→ Supplied records
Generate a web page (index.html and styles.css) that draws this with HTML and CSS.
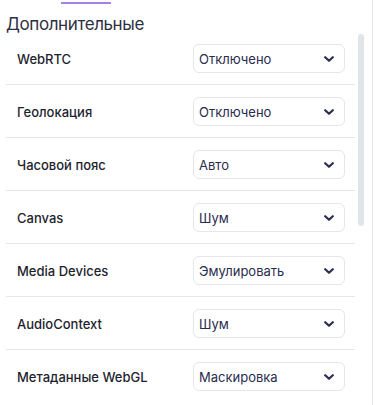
FILE: index.html
```html
<!DOCTYPE html>
<html lang="ru">
<head>
<meta charset="utf-8">
<link rel="stylesheet" href="styles.css">
</head>
<body>
<div class="layout">
  <main class="panel">
    <div class="tabs"><span class="tab-active"></span></div>
    <h2 class="title">Дополнительные</h2>
    <div class="body">
      <div class="list">
        <div class="row"><span class="label">WebRTC</span><div class="select"><span>Отключено</span><svg class="chev" viewBox="0 0 10 6"><path d="M1.2 1.2L5 4.8l3.8-3.6"/></svg></div></div>
        <div class="row"><span class="label">Геолокация</span><div class="select"><span>Отключено</span><svg class="chev" viewBox="0 0 10 6"><path d="M1.2 1.2L5 4.8l3.8-3.6"/></svg></div></div>
        <div class="row"><span class="label">Часовой пояс</span><div class="select"><span>Авто</span><svg class="chev" viewBox="0 0 10 6"><path d="M1.2 1.2L5 4.8l3.8-3.6"/></svg></div></div>
        <div class="row"><span class="label">Canvas</span><div class="select"><span>Шум</span><svg class="chev" viewBox="0 0 10 6"><path d="M1.2 1.2L5 4.8l3.8-3.6"/></svg></div></div>
        <div class="row"><span class="label">Media Devices</span><div class="select"><span>Эмулировать</span><svg class="chev" viewBox="0 0 10 6"><path d="M1.2 1.2L5 4.8l3.8-3.6"/></svg></div></div>
        <div class="row"><span class="label">AudioContext</span><div class="select"><span>Шум</span><svg class="chev" viewBox="0 0 10 6"><path d="M1.2 1.2L5 4.8l3.8-3.6"/></svg></div></div>
        <div class="row"><span class="label">Метаданные WebGL</span><div class="select"><span>Маскировка</span><svg class="chev" viewBox="0 0 10 6"><path d="M1.2 1.2L5 4.8l3.8-3.6"/></svg></div></div>
      </div>
      <div class="scroll"><div class="thumb"></div></div>
    </div>
  </main>
</div>
</body>
</html>
```
FILE: styles.css
```css
html, body {
  margin: 0;
  padding: 0;
  background: #ffffff;
  height: 100%;
  overflow: hidden;
}
body {
  font-family: Inter, "Noto Sans", sans-serif;
  color: #1f2030;
}
.layout {
  display: flex;
  height: 405px;
}
.panel {
  width: 366px;
  padding-left: 6px;
  border-right: 1px solid #e4e6eb;
  box-sizing: content-box;
}
.tabs {
  height: 4px;
  padding-top: 2px;
  box-sizing: border-box;
}
.tab-active {
  display: block;
  margin-left: 55px;
  width: 50px;
  height: 2px;
  background: #a77fe6;
}
.title {
  margin: 0;
  padding-top: 13px;
  height: 28px;
  box-sizing: border-box;
  font-size: 17px;
  line-height: 15px;
  font-weight: 400;
  color: #2e3042;
  letter-spacing: -0.4px;
}
.body {
  display: flex;
}
.list {
  width: 349px;
}
.row {
  display: flex;
  align-items: center;
  justify-content: space-between;
  padding: 12px 10px 11px 11px;
  border-bottom: 1px solid #e4e6eb;
}
.row:last-child {
  border-bottom: none;
}
.label {
  font-size: 13px;
  font-weight: 500;
  color: #1e1f2e;
}
.select {
  width: 152px;
  height: 29px;
  box-sizing: border-box;
  border: 1px solid #e4e6eb;
  border-radius: 6px;
  display: flex;
  align-items: center;
  justify-content: space-between;
  padding: 0 10px 0 5px;
  font-size: 13px;
  color: #2a2c4d;
}
.chev {
  width: 10px;
  height: 6px;
  fill: none;
  stroke: #2b2f50;
  stroke-width: 2.2;
  stroke-linecap: round;
  stroke-linejoin: round;
}
.scroll {
  width: 6px;
  margin-left: 3px;
}
.thumb {
  margin-top: 2px;
  height: 192px;
  border-radius: 3px;
  background: #e1e4e9;
}
```
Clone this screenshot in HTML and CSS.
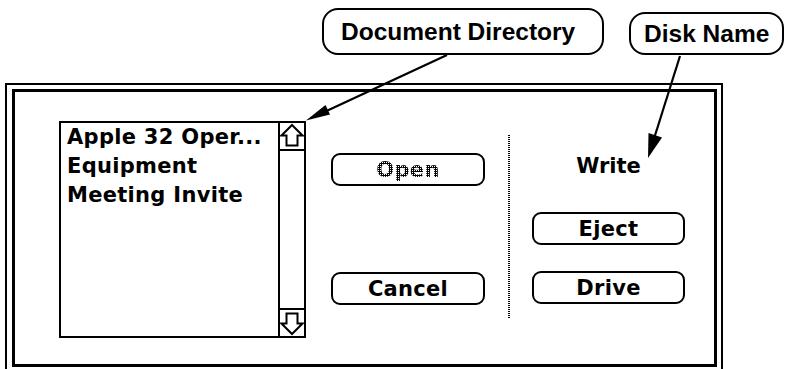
FILE: index.html
```html
<!DOCTYPE html>
<html>
<head>
<meta charset="utf-8">
<link rel="stylesheet" href="styles.css">
</head>
<body>
<div class="page">
  <div class="callouts">
    <div class="bubble bubble-doc">Document Directory</div>
    <div class="bubble bubble-disk">Disk Name</div>
  </div>
  <div class="dialog">
    <div class="dialog-inner">
      <div class="file-list">
        <ul class="files">
          <li>Apple 32 Oper...</li>
          <li>Equipment</li>
          <li>Meeting Invite</li>
        </ul>
        <div class="scrollbar">
          <div class="scroll-btn scroll-up">
            <svg width="24" height="26" viewBox="0 0 24 26"><path d="M12 2 L22.5 12.5 L17.5 12.5 L17.5 22.5 L6.5 22.5 L6.5 12.5 L1.5 12.5 Z" fill="#fff" stroke="#000" stroke-width="2" stroke-linejoin="miter"/></svg>
          </div>
          <div class="track"></div>
          <div class="scroll-btn scroll-down">
            <svg width="24" height="26" viewBox="0 0 24 26"><path d="M12 24 L22.5 13.5 L17.5 13.5 L17.5 3.5 L6.5 3.5 L6.5 13.5 L1.5 13.5 Z" fill="#fff" stroke="#000" stroke-width="2" stroke-linejoin="miter"/></svg>
          </div>
        </div>
      </div>
      <div class="actions">
        <div class="btn btn-disabled"><span class="dither">Open</span></div>
        <div class="btn">Cancel</div>
      </div>
      <div class="divider"></div>
      <div class="drive-panel">
        <div class="disk-name">Write</div>
        <div class="btn btn-eject">Eject</div>
        <div class="btn btn-drive">Drive</div>
      </div>
    </div>
  </div>
  <svg class="arrows" width="785" height="369" viewBox="0 0 785 369">
    <line x1="447" y1="55" x2="320" y2="114" stroke="#000" stroke-width="2.2"/>
    <polygon points="306,120.5 330,114.5 325.5,105" fill="#000"/>
    <line x1="680" y1="56" x2="652" y2="145" stroke="#000" stroke-width="2.2"/>
    <polygon points="648,158 662,137.5 648.5,133" fill="#000"/>
  </svg>
</div>
</body>
</html>
```

FILE: styles.css
```css
html, body {
  margin: 0;
  padding: 0;
  background: #fff;
}

.page {
  position: relative;
  width: 785px;
  height: 369px;
  overflow: hidden;
  color: #000;
  font-family: "DejaVu Sans", sans-serif;
}

.callouts {
  box-sizing: border-box;
  height: 83px;
  padding-top: 8px;
  padding-left: 322px;
  display: flex;
  align-items: flex-start;
  gap: 25px;
}

.bubble {
  box-sizing: border-box;
  border: 2px solid #000;
  border-radius: 16px;
  display: flex;
  align-items: center;
  font-family: "Liberation Sans", Arial, sans-serif;
  font-weight: bold;
  font-size: 24.5px;
  white-space: nowrap;
}

.bubble-doc {
  width: 282px;
  height: 47px;
  padding-left: 17px;
}

.bubble-disk {
  width: 155px;
  height: 43px;
  margin-top: 4px;
  padding-left: 13px;
}

.dialog {
  box-sizing: border-box;
  margin-left: 5px;
  width: 718px;
  border: 2px solid #000;
  padding: 4px 4px 4px 5px;
}

.dialog-inner {
  box-sizing: border-box;
  height: 278px;
  border: 3px solid #000;
  display: flex;
  align-items: flex-start;
}

.file-list {
  box-sizing: border-box;
  margin-left: 44px;
  margin-top: 29px;
  width: 247px;
  height: 217px;
  border: 2px solid #000;
  display: flex;
}

.files {
  flex: 1;
  margin: 0;
  padding: 0 0 0 6px;
  list-style: none;
  font-weight: bold;
  font-size: 21px;
  line-height: 29px;
  letter-spacing: 0.3px;
  white-space: nowrap;
}

.scrollbar {
  width: 24px;
  border-left: 2px solid #000;
  display: flex;
  flex-direction: column;
}

.scroll-btn {
  height: 26px;
  display: flex;
}

.scroll-up {
  border-bottom: 2px solid #000;
}

.scroll-down {
  border-top: 2px solid #000;
}

.track {
  flex: 1;
}

.actions {
  margin-left: 25px;
  margin-top: 61px;
  width: 154px;
  display: flex;
  flex-direction: column;
  gap: 86px;
}

.btn {
  box-sizing: border-box;
  height: 33px;
  border: 2px solid #000;
  border-radius: 9px;
  display: flex;
  align-items: center;
  justify-content: center;
  font-weight: bold;
  font-size: 21px;
  letter-spacing: 0.3px;
}

.dither {
  color: transparent;
  background: repeating-conic-gradient(#000 0 75%, #fff 0 100%) 0 0 / 2px 2px;
  -webkit-background-clip: text;
  background-clip: text;
}

.divider {
  margin-left: 23px;
  margin-top: 43px;
  width: 2px;
  height: 183px;
  background: repeating-linear-gradient(to bottom, #000 0 1px, transparent 1px 2px);
}

.drive-panel {
  margin-left: 22px;
  margin-top: 62px;
  width: 153px;
  display: flex;
  flex-direction: column;
}

.disk-name {
  text-align: center;
  font-weight: bold;
  font-size: 21px;
  line-height: 24px;
}

.btn-eject {
  margin-top: 34px;
}

.btn-drive {
  margin-top: 26px;
}

.arrows {
  position: absolute;
  left: 0;
  top: 0;
  pointer-events: none;
}
```
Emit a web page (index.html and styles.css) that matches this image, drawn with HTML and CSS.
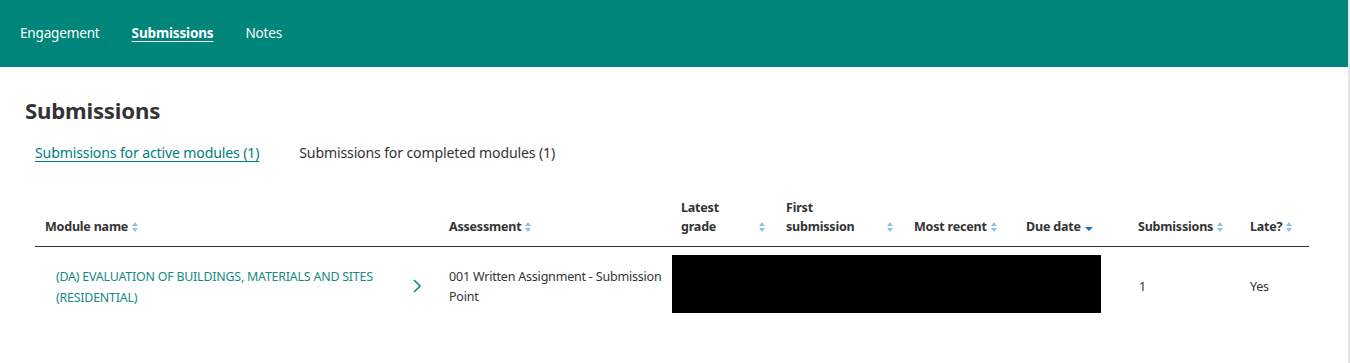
FILE: index.html
```html
<!DOCTYPE html>
<html lang="en">
<head>
<meta charset="utf-8">
<title>Submissions</title>
<link rel="stylesheet" href="styles.css">
</head>
<body>
<div class="page">
  <header class="topbar">
    <nav class="topnav">
      <a class="topnav-item" href="#">Engagement</a>
      <a class="topnav-item active" href="#">Submissions</a>
      <a class="topnav-item" href="#">Notes</a>
    </nav>
  </header>
  <main class="content">
    <h1 class="title">Submissions</h1>
    <div class="tabs">
      <a class="tab active" href="#">Submissions for active modules (1)</a>
      <a class="tab" href="#">Submissions for completed modules (1)</a>
    </div>
    <table class="grid">
      <colgroup>
        <col style="width:404px">
        <col style="width:232px">
        <col style="width:105px">
        <col style="width:128px">
        <col style="width:112px">
        <col style="width:112px">
        <col style="width:112px">
        <col style="width:69px">
      </colgroup>
      <thead>
        <tr>
          <th><div class="th"><span>Module name</span><i class="sort"></i></div></th>
          <th><div class="th"><span>Assessment</span><i class="sort"></i></div></th>
          <th><div class="th fill"><span>Latest<br>grade</span><i class="sort"></i></div></th>
          <th><div class="th fill"><span>First<br>submission</span><i class="sort"></i></div></th>
          <th><div class="th"><span>Most recent</span><i class="sort"></i></div></th>
          <th><div class="th"><span>Due date</span><i class="sort-down"></i></div></th>
          <th><div class="th"><span>Submissions</span><i class="sort"></i></div></th>
          <th><div class="th"><span>Late?</span><i class="sort"></i></div></th>
        </tr>
      </thead>
      <tbody>
        <tr>
          <td class="module">
            <a class="module-link" href="#">
              <span class="module-name">(DA) EVALUATION OF BUILDINGS, MATERIALS AND SITES (RESIDENTIAL)</span>
              <svg class="chev" width="8" height="14" viewBox="0 0 8 14"><path d="M1 1 L7 7 L1 13" fill="none" stroke="#138a84" stroke-width="1.6"/></svg>
            </a>
          </td>
          <td class="assess"><span class="nowrap">001 Written Assignment - Submission</span> Point</td>
          <td class="redact-cell" colspan="4"><div class="redact"></div></td>
          <td class="num">1</td>
          <td class="late">Yes</td>
        </tr>
      </tbody>
    </table>
  </main>
</div>
</body>
</html>
```

FILE: styles.css
```css
* { box-sizing: border-box; }
html, body { margin: 0; padding: 0; background: #fff; }
body {
  font-family: "Noto Sans", "Open Sans", sans-serif;
  color: #333;
  font-size: 13px;
}
.page {
  width: 1348px;
  min-height: 363px;
  border-right: 2px solid #e6e6e6;
  box-sizing: content-box;
}
.topbar {
  background: #00857a;
  height: 67px;
  display: flex;
  align-items: center;
  padding: 0 0 2px 20px;
}
.topnav { display: flex; gap: 32px; }
.topnav-item {
  color: #fff;
  text-decoration: none;
  font-size: 13.5px;
  letter-spacing: -0.15px;
}
.topnav-item.active {
  font-weight: 700;
  text-decoration: underline;
  text-underline-offset: 3px;
}
.content { padding: 0 39px 0 35px; }
.title {
  margin: 30px 0 0 -10px;
  font-size: 22.2px;
  font-weight: 700;
  color: #333;
  letter-spacing: -0.2px;
  line-height: 28px;
}
.tabs {
  display: flex;
  gap: 40px;
  margin-top: 19px;
  font-size: 14.1px;
  letter-spacing: -0.15px;
  line-height: 18px;
}
.tab { color: #333; text-decoration: none; }
.tab.active {
  color: #00807a;
  text-decoration: underline;
  text-underline-offset: 3px;
}
.grid {
  margin-top: 36px;
  width: 1274px;
  border-collapse: collapse;
  table-layout: fixed;
}
.grid th {
  text-align: left;
  vertical-align: bottom;
  padding: 0 10px 10px 10px;
  border-bottom: 1.5px solid #333;
  font-size: 12.5px;
  font-weight: 700;
  color: #333;
  line-height: 19px;
  letter-spacing: -0.2px;
}
.th { display: flex; align-items: flex-end; gap: 4px; }
.th.fill span { flex: 1; }
.sort {
  display: inline-block;
  width: 7px;
  height: 10px;
  margin-bottom: 4px;
  position: relative;
  flex: none;
}
.sort::before, .sort::after {
  content: "";
  position: absolute;
  left: 0;
  border-left: 3.5px solid transparent;
  border-right: 3.5px solid transparent;
}
.sort::before { top: 0; border-bottom: 4px solid #8cc3ea; }
.sort::after { bottom: 0; border-top: 4px solid #8cc3ea; }
.sort-down {
  display: inline-block;
  flex: none;
  width: 0; height: 0;
  margin: 0 0 5px 0;
  border-left: 4px solid transparent;
  border-right: 4px solid transparent;
  border-top: 4px solid #1473c5;
}
.grid td {
  padding: 8px 10px 10px 10px;
  vertical-align: middle;
  font-size: 12.5px;
  line-height: 20px;
  color: #333;
  letter-spacing: -0.2px;
}
.grid td.module { padding: 11px 18px 8px 21px; }
.module-link {
  display: flex;
  align-items: center;
  justify-content: space-between;
  text-decoration: none;
  color: #138a84;
}
.module-name { font-size: 12.4px; line-height: 21px; width: 340px; }
.chev { flex: none; margin-top: -2px; }
.grid td.assess { padding: 11px 0 8px 10px; line-height: 19.5px; }
.nowrap { white-space: nowrap; }
.grid td.redact-cell { padding: 8px 27px 10px 1px; }
.redact { height: 58px; background: #000; }
.grid td.num { padding-left: 11px; }
.grid td.num, .grid td.late { padding-top: 13px; }
```
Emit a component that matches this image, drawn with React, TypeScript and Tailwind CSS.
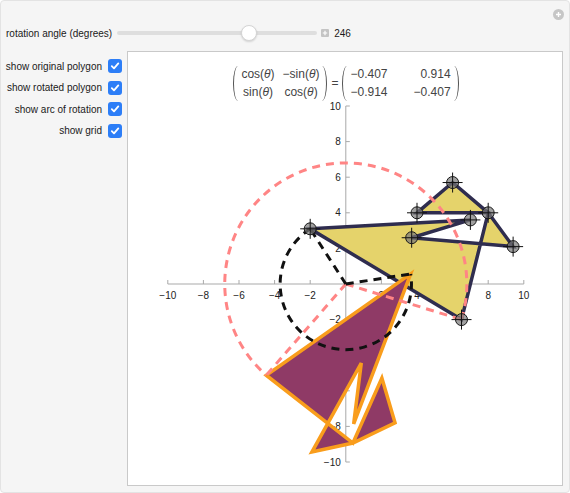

→ What you should do
Only lines holding the string "this" are wanted; gather each one from the entries above.

→ Solution
Generate a web page (index.html and styles.css) that draws this with HTML and CSS.
Clone this screenshot in HTML and CSS.
Emit a web page (index.html and styles.css) that matches this image, drawn with HTML and CSS.
Emit a component that matches this image, drawn with React, TypeScript and Tailwind CSS.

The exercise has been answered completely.